U-19日本代表が参加すべき大会に、学生限定でスペインに勝利したのだ。さらに突っ込んで言えば、この20歳以下の学生選抜も決してベストメンバーではなかった。大学サッカー部の活動を優先して、長期間チームを離れることができず、招集を辞退しなければいけない選手もいるからだ。にもかかわらずスペインに勝ったのだから、いかに大学に質の高い選手が増えているかがわかるだろう。
ただし、これまでに順天堂大学で小宮山尊信(川崎フロンターレ)や田中順也(柏レイソル)を育ててきた吉村監督は満足していなかった。

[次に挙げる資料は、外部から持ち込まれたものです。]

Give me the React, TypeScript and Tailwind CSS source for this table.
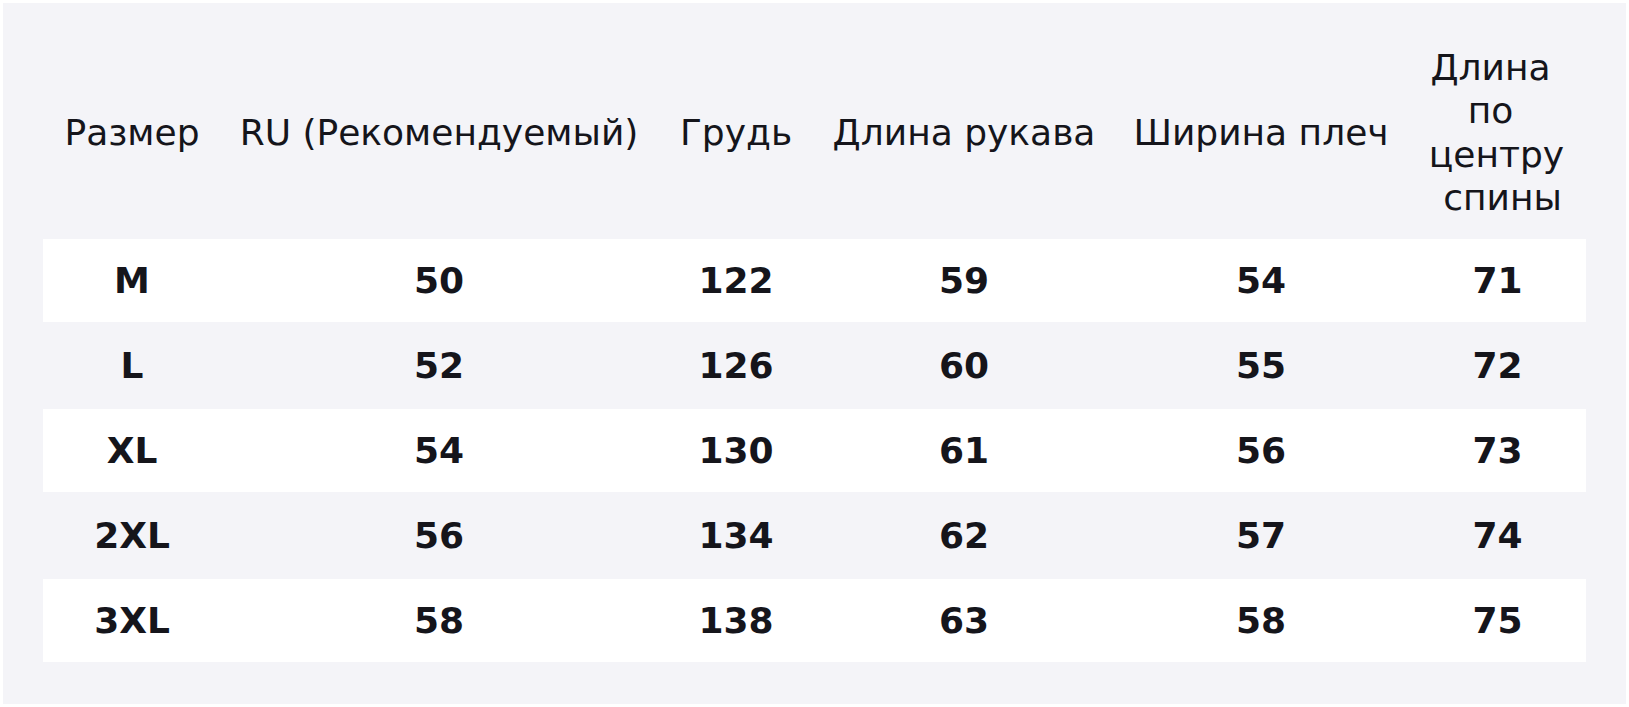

「今、J2でプレーする選手の約半分が大卒になっています。大学リーグのレベルも、間違いなく毎年上がっている。ただ、アルクディア国際ユースではファイナリストになったスペインやアルゼンチンと比べて、まだまだ個の力が劣っていた。大卒選手の評価が上がっていますが、高校生より少し大人というだけでは寂しい。その次の段階として、選手たちには大学から何かひとつ持って、プロに行ってほしい」
ブラジルW杯では大学生選手が日本代表入りする!?
大学スポーツ界の世界大会であるユニバーシアードが、2013年7月にロシアのカザンで開催される。中国で開催された前大会(2011年)では、流通経済大学の山村和也(現鹿島アントラーズ)や中央大学の六平光成(清水エスパルス入団が内定)らを中心に優勝しており、連覇が期待される。
吉村監督は言う。
「ユニバーシアードは、大学選抜がA代表と同じユニフォームを着て出場できる唯一の大会。日本サッカー協会からも、ぜひ連覇してほしいと言われています。中1日で試合が続くうえに、選手村に缶詰状態になるため、選手には相当なタフさが求められますが、何としても優勝したいと思います」
2009年のユニバーシアードのメンバーから、福岡大学の永井謙佑(現名古屋グランパス)と山村が2010年南アフリカW杯のサポートメンバーに入った。大学リーグのレベルが上がっていることを考えれば、2014年ブラジルW杯の登録メンバーに入る大学生が出ても少しも不思議ではない。特にA代表の層が薄い1トップとセンターバックのポジションについては。
全日本大学選抜の強化に、より力を入れるべき時代になりつつある。